Audit and remediation, followed by ongoing updates and monitoring, then annual assessment before circling back to updates and monitoring

​3. Seek Input from Users with Disabilities

​While accessibility efforts often rely heavily on standards like WCAG, we should remember that accessibility is ultimately about real people interacting with your website or app.

​Provide Feedback Channels on Your Website

​Provide a prominent and accessible place on your website, separate from general website feedback or contact requests, where users can report accessibility issues. Monitor and reply to these requests promptly and use them to inform your accessibility roadmap.

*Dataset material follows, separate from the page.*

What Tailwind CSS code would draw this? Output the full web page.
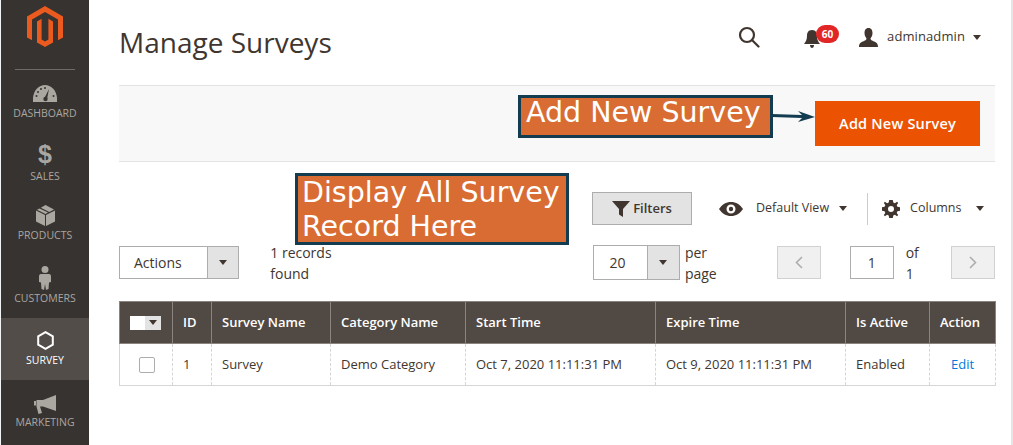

​Include Users with Disabilities in Research and Testing

​The only guaranteed way to know if a new design will work for users with physical, sensory, or cognitive disabilities is to hear directly from users. You can recruit participants with disabilities by contacting organizations in your area that serve these communities or by using a recruitment tool like Fable.

​Add Users with Disabilities to Your Organization

​The best way to create truly inclusive experiences is to include individuals with this lived experience on your team as active participants in the design and development process. While this can take time to achieve, you can take the first steps by working to improve the accessibility of your workplace to accommodate a more diverse team. ​

Get Started Today

This “Making Accessibility Business as Usual” series provides an overview of how to achieve accessibility conformance and build the accessibility maturity of your organization. We covered how to assess your current state and make a plan, integrate accessibility into your processes, and continue to enhance your level of accessibility over time. By recognizing that accessibility is an ongoing process, regularly assessing your website, and actively seeking input from users with disabilities, you can create a more inclusive and friendly experience for all users.

Remember, accessibility goes beyond mere compliance with guidelines. It is about creating a digital environment where all everyone, regardless of ability, can access and interact with your content effectively.